Liberals who a few months ago rattled off a list of up to a dozen gettable seats in NSW as their pathway to victory are in despair. They are convinced the election is lost. They are furious with Morrison and Alex Hawke for deliberately stalling preselections and incensed by briefings to media against Dominic Perrottet over management of the flood crises claiming it’s a repeat of the undermining by Morrison’s surrogates of Gladys Berejiklian during the Black Summer fires.
They say Andrew Constance could regain Gilmore, but after that it’s a struggle. They believe North Sydney, held by Trent Zimmerman, is under serious threat from independent Kylea Tink, that Dave Sharma could lose Wentworth to another independent Allegra Spender and the way things are going, not even Berejiklian could reclaim Warringah from Zali Steggall.
They say they could lose five seats in Western Australia, one in South Australia, four in Victoria and two in Tasmania. Another plugged-in Liberal has drawn up a list of 24 seats at risk across the country. That is much more optimistic than Labor dares to be. Labor’s key players, incredulous that Morrison could muck up another disaster, are doing their utmost to keep expectations in check.
Unsurprisingly the deep gloom inside the government has triggered more than the usual academic internal canvassing of the nuclear option. Removal of Morrison. This week, one Liberal MP cautioned against discounting the possibility of a change before the election then named a cabinet minister he believed was slyly scheming against the Prime Minister. MPs backing both likely contenders – Peter Dutton and Josh Frydenberg – have also privately accused their opponents of canvassing votes in preparation for a contest either before the election or after.

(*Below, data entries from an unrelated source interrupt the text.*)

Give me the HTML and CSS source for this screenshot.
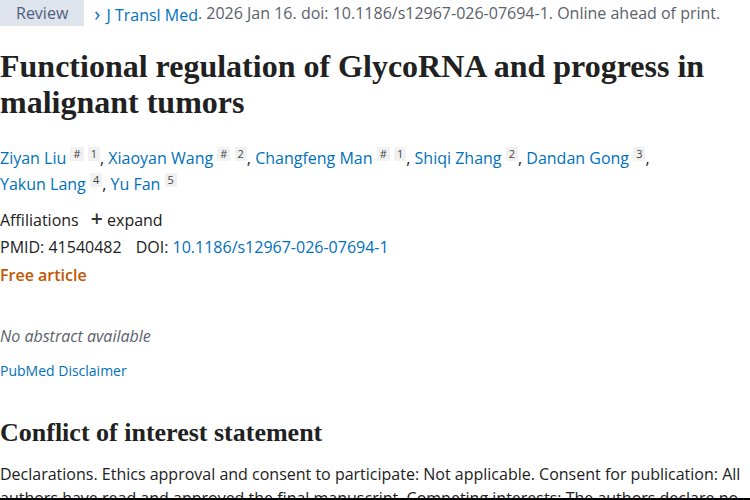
FILE: index.html
```html
<!DOCTYPE html>
<html lang="en">
<head>
  <meta charset="UTF-8">
  <title>Functional regulation of GlycoRNA and progress in malignant tumors</title>
  <link rel="stylesheet" href="styles.css">
</head>
<body>
  <main class="article">
    <div class="article-citation">
      <span class="pub-type">Review</span>
      <a class="journal" href="#"><span class="chevron">&#x203A;</span> J Transl Med</a><span class="cit">. 2026 Jan 16. doi: 10.1186/s12967-026-07694-1. Online ahead of print.</span>
    </div>

    <h1 class="heading-title">Functional regulation of GlycoRNA and progress in malignant tumors</h1>

    <div class="authors">
      <span class="author"><a href="#">Ziyan Liu</a> <sup class="equal">#</sup> <sup class="aff">1</sup>,</span>
      <span class="author"><a href="#">Xiaoyan Wang</a> <sup class="equal">#</sup> <sup class="aff">2</sup>,</span>
      <span class="author"><a href="#">Changfeng Man</a> <sup class="equal">#</sup> <sup class="aff">1</sup>,</span>
      <span class="author"><a href="#">Shiqi Zhang</a> <sup class="aff">2</sup>,</span>
      <span class="author"><a href="#">Dandan Gong</a> <sup class="aff">3</sup>,</span>
      <span class="author"><a href="#">Yakun Lang</a> <sup class="aff">4</sup>,</span>
      <span class="author"><a href="#">Yu Fan</a> <sup class="aff">5</sup></span>
    </div>

    <div class="affiliations">Affiliations <span class="expand"><span class="plus">+</span> expand</span></div>

    <div class="identifiers">
      <span>PMID: 41540482</span>
      <span>DOI: <a href="#">10.1186/s12967-026-07694-1</a></span>
    </div>

    <div class="free">Free article</div>

    <p class="empty-abstract">No abstract available</p>

    <a class="disclaimer" href="#">PubMed Disclaimer</a>

    <h2 class="section-title">Conflict of interest statement</h2>
    <p class="statement">Declarations. Ethics approval and consent to participate: Not applicable. Consent for publication: All authors have read and approved the final manuscript. Competing interests: The authors declare no competing interests.</p>
  </main>
  <div class="edge"></div>
</body>
</html>
```

FILE: styles.css
```css
body {
  margin: 0;
  background-color: #fff;
  color: #212121;
  font-family: 'Open Sans', 'Noto Sans', sans-serif;
  font-size: 16px;
  overflow: hidden;
}

a {
  color: #0071bc;
  text-decoration: none;
}

.article-citation {
  display: flex;
  align-items: center;
  height: 26px;
  color: #5b616b;
  white-space: nowrap;
}

.pub-type {
  display: inline-block;
  background-color: #dfe3ec;
  color: #4d607e;
  padding: 0 16px;
  line-height: 26px;
  margin-right: 10px;
}

.chevron {
  font-size: 20px;
  margin-right: 2px;
}

.heading-title {
  font-family: 'Liberation Serif', serif;
  font-weight: bold;
  font-size: 32px;
  line-height: 36px;
  margin: 22px 0 25px;
  color: #212121;
}

.authors {
  line-height: 26px;
  max-width: 700px;
}

.author {
  white-space: nowrap;
}

.authors sup {
  display: inline-block;
  font-size: 11px;
  line-height: 14px;
  padding: 0 3px;
  background-color: #f1f1f1;
  color: #444;
  vertical-align: 6px;
}

.affiliations {
  margin-top: 10px;
  line-height: 26px;
}

.expand {
  margin-left: 8px;
}

.plus {
  font-size: 21px;
  font-weight: 600;
  line-height: 1;
  color: #333;
}

.identifiers {
  line-height: 28px;
  display: flex;
  gap: 14px;
}

.free {
  color: #c05600;
  font-weight: 600;
  line-height: 28px;
}

.empty-abstract {
  font-style: italic;
  color: #5b616b;
  margin: 36px 0 14px;
}

.disclaimer {
  display: block;
  font-size: 14px;
}

.section-title {
  font-family: 'Liberation Serif', serif;
  font-weight: bold;
  font-size: 26px;
  margin: 38px 0 14px;
}

.statement {
  margin: 0;
  line-height: 24px;
}

.edge {
  position: fixed;
  left: 0;
  right: 0;
  bottom: 0;
  height: 2px;
  background-color: #000;
}
```
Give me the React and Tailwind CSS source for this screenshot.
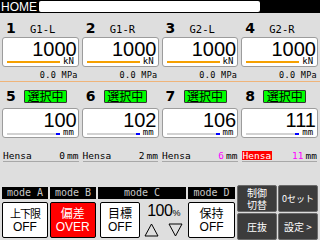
const TOP = [
  { n: '1', name: 'G1-L', value: '1000' },
  { n: '2', name: 'G1-R', value: '1000' },
  { n: '3', name: 'G2-L', value: '1000' },
  { n: '4', name: 'G2-R', value: '1000' },
]

const BOTTOM = [
  { n: '5', value: '100' },
  { n: '6', value: '102' },
  { n: '7', value: '106' },
  { n: '8', value: '111' },
]

const HENSA = [
  { v: '0', alert: false },
  { v: '2', alert: false },
  { v: '6', alert: false, pink: true },
  { v: '11', alert: true, pink: true },
]

const mono = "font-['DejaVu_Sans_Mono',monospace]"

function Panel({ value, unit, bar }) {
  return (
    <div className="h-[30px] bg-white border border-[#9c9c9c] rounded-[3px] flex flex-col">
      <div className="text-right pr-[1px] pt-[3px] text-[20px] leading-[16px] text-black font-['Liberation_Sans',sans-serif]">
        {value}
      </div>
      <div className="flex items-end flex-1 pb-[1px]">
        {bar}
        <span className={`${mono} text-[9px] leading-[9px] text-black ml-[3px]`}>{unit}</span>
      </div>
    </div>
  )
}

function ModeButton({ top, bottom, className = '', red = false, topClass = 'text-[12px]' }) {
  return (
    <div
      className={`${className} border border-black rounded-[2px] flex flex-col items-center justify-center ${
        red ? 'bg-[#ff0000] text-white' : 'bg-white text-black'
      }`}
    >
      <span className={`${topClass} leading-[14px]`}>{top}</span>
      <span className="text-[12px] leading-[13px]">{bottom}</span>
    </div>
  )
}

export default function App() {
  return (
    <div className="w-[320px] h-[240px] bg-[#dedede] overflow-hidden flex flex-col font-['Liberation_Sans','Noto_Sans_CJK_JP',sans-serif]">
      {/* title bar */}
      <div className="h-[13px] bg-black flex items-center shrink-0">
        <span className="text-white text-[12px] leading-none w-[39px] pl-[1px]">HOME</span>
        <div className="w-[221px] h-[11px] bg-white rounded-[2px]" />
      </div>

      {/* load cells */}
      <div className="grid grid-cols-4 gap-x-[3px] px-[2px] h-[68px] shrink-0">
        {TOP.map((c) => (
          <div key={c.n} className="flex flex-col">
            <div className="h-[24px] flex items-baseline pt-[8px]">
              <span className="w-[28px] pl-[4px] text-[14px] leading-none font-bold font-['DejaVu_Sans',sans-serif]">{c.n}</span>
              <span className={`${mono} text-[10.5px] leading-none`}>{c.name}</span>
            </div>
            <Panel
              value={c.value}
              unit="kN"
              bar={<div className="ml-[4px] mb-[3px] w-[53px] h-[2px] bg-[#f5a000]" />}
            />
            <div className={`${mono} text-[8.5px] leading-none text-right pt-[4px] pr-[1px] tracking-[0.3px]`}>0.0 MPa</div>
          </div>
        ))}
      </div>
      <div className="h-px bg-[#efb47a] shrink-0" />

      {/* strokes */}
      <div className="grid grid-cols-4 gap-x-[3px] px-[2px] shrink-0">
        {BOTTOM.map((c) => (
          <div key={c.n} className="flex flex-col">
            <div className="h-[26px] flex items-center pt-[2px]">
              <span className="w-[22px] pl-[4px] text-[14px] leading-none font-bold font-['DejaVu_Sans',sans-serif]">{c.n}</span>
              <span className="h-[13px] w-[43px] bg-[#00ff00] border border-[#333] rounded-[1px] flex items-center justify-center text-[12px] leading-none font-['Noto_Sans_CJK_JP',sans-serif]">
                選択中
              </span>
            </div>
            <Panel
              value={c.value}
              unit="mm"
              bar={
                <div className="ml-[4px] mb-[2px] flex">
                  <div className="w-[49px] h-[2px] bg-[#d2d2d2]" />
                  <div className="w-[4px] h-[2px] bg-[#0000ff]" />
                </div>
              }
            />
          </div>
        ))}
      </div>

      {/* hensa */}
      <div className="grid grid-cols-4 gap-x-[4px] px-[3px] pt-[11px] shrink-0">
        {HENSA.map((h, i) => (
          <div key={i} className={`${mono} flex items-end border-b border-[#a8a8a8] h-[13px] pb-[1px] text-[9.5px] leading-none`}>
            <span className={h.alert ? 'bg-[#ff0000] text-white px-[1px]' : 'text-black'}>Hensa</span>
            <span className={`ml-auto ${h.pink ? 'text-[#ff00ff]' : 'text-black'}`}>{h.v}</span>
            <span className="ml-[2px]">mm</span>
          </div>
        ))}
      </div>

      {/* controls */}
      <div className="mt-auto h-[55px] flex px-[2px] gap-x-[2px] shrink-0">
        <div className="w-[233px] flex flex-col pt-[2px]">
          <div className={`${mono} h-[12px] flex gap-x-[2px] text-[10px] leading-none text-[#c8c8c8]`}>
            <div className="w-[46px] bg-black flex items-center justify-center">mode A</div>
            <div className="w-[46px] bg-black flex items-center justify-center">mode B</div>
            <div className="w-[88px] bg-black flex items-center justify-center">mode C</div>
            <div className="w-[47px] bg-black flex items-center justify-center">mode D</div>
          </div>
          <div className="flex-1 flex gap-x-[2px] pt-[3px] pb-[2px] items-stretch">
            <ModeButton className="w-[46px]" top="上下限" bottom="OFF" topClass="text-[11px] tracking-[-1px]" />
            <ModeButton className="w-[46px]" top="偏差" bottom="OVER" red />
            <ModeButton className="ml-[2px] w-[41px]" top="目標" bottom="OFF" />
            <div className="w-[43px] flex flex-col items-center">
              <div className="flex items-baseline leading-none pt-[1px]">
                <span className="text-[16px] tracking-[-0.5px]">100</span>
                <span className="text-[9px]">%</span>
              </div>
              <div className="flex gap-x-[9px] pt-[4px]">
                <svg width="15" height="14" viewBox="0 0 15 14">
                  <path d="M7.5 1 L14 13 L1 13 Z" fill="none" stroke="#000" strokeWidth="1" />
                </svg>
                <svg width="15" height="14" viewBox="0 0 15 14">
                  <path d="M1 1 L14 1 L7.5 13 Z" fill="none" stroke="#000" strokeWidth="1" />
                </svg>
              </div>
            </div>
            <ModeButton className="ml-[1px] w-[47px]" top="保持" bottom="OFF" />
          </div>
        </div>
        <div className="flex-1 grid grid-cols-2 grid-rows-2 gap-[1px] text-white text-[10px] font-['Noto_Sans_CJK_JP',sans-serif]">
          <div className="bg-[#3c3c3c] rounded-[2px] border border-[#6a6a6a] flex flex-col items-center justify-center leading-[12px]">
            <span>制御</span>
            <span>切替</span>
          </div>
          <div className="bg-[#3c3c3c] rounded-[2px] border border-[#6a6a6a] flex items-center justify-center text-[9px] leading-none">0セット</div>
          <div className="bg-[#3c3c3c] rounded-[2px] border border-[#6a6a6a] flex items-center justify-center leading-none">圧抜</div>
          <div className="bg-[#3c3c3c] rounded-[2px] border border-[#6a6a6a] flex items-center justify-center leading-none">設定 &gt;</div>
        </div>
      </div>
    </div>
  )
}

The truly depressed say it is too late. Too late for it to make a difference and too late to engineer it. The optimists – and there are still a few around – say there is no such thing as an unwinnable election. That is true. All the government needs is clear air, a responsible budget and a faultless campaign during which Albanese implodes.
Above all it needs Morrison to behave like a prime minister, to forgo stunts and blame-shifting, leave the sledging to others or to negative advertising and construct a compelling argument for his re-election. Not too much to ask, is it?